La clé de la coopération, c’est la confiance : il est donc essentiel que des discussions régulières entre autorités européennes et américaines commencent rapidement, dans le cadre du Trade and Technology Council, pour mettre à plat nos positions sur de nombreux - et épineux - sujets, notamment : la définition de standards technologiques en ligne avec nos valeurs respectives, objectifs ambitieux partagés concernant l’empreinte environnementale du numérique, sécurisation de nos chaînes d’approvisionnement numériques, enjeux cyber, interopérabilité des technologies cloud, gouvernance, souveraineté juridique et circulation des données personnelles et industrielles, conditions des contrôles à l’export des technologies duales et logicielles, contrôle des investissements étrangers, réciprocité dans l’accès aux marchés publics pour les PME...

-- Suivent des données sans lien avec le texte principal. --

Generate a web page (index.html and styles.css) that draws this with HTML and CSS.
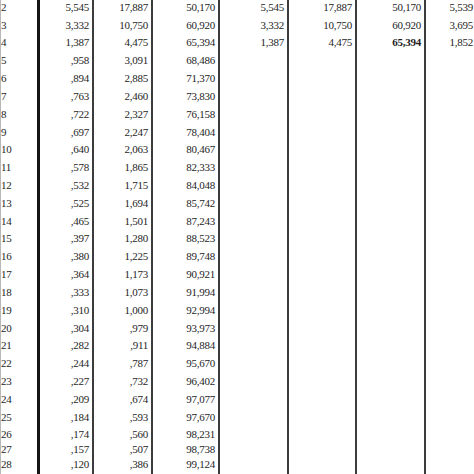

S’il est crucial de bâtir une coalition d’intérêts transatlantiques sur ces sujets structurants, il est également essentiel de ne pas confondre vitesse et précipitation, compromis et compromission : la volonté, légitime, de l’exécutif européen de réaliser des progrès rapidement avec ses interlocuteurs américains ne doit pas prendre le pas sur la promotion de nos valeurs européennes. Cela ne doit pas non plus entraver une défense assidue des intérêts économiques et industriels européens dans les domaines technologiques et numériques concernés, dont la dimension stratégique n’est plus à démontrer. Il s’agit donc, somme toute, d’un test grandeur nature pour faire passer l’ambition, réaffirmée à plusieurs reprises par la Présidente Ursula von der Leyen, d’une “Commission européenne géopolitique”, du discours à la réalité.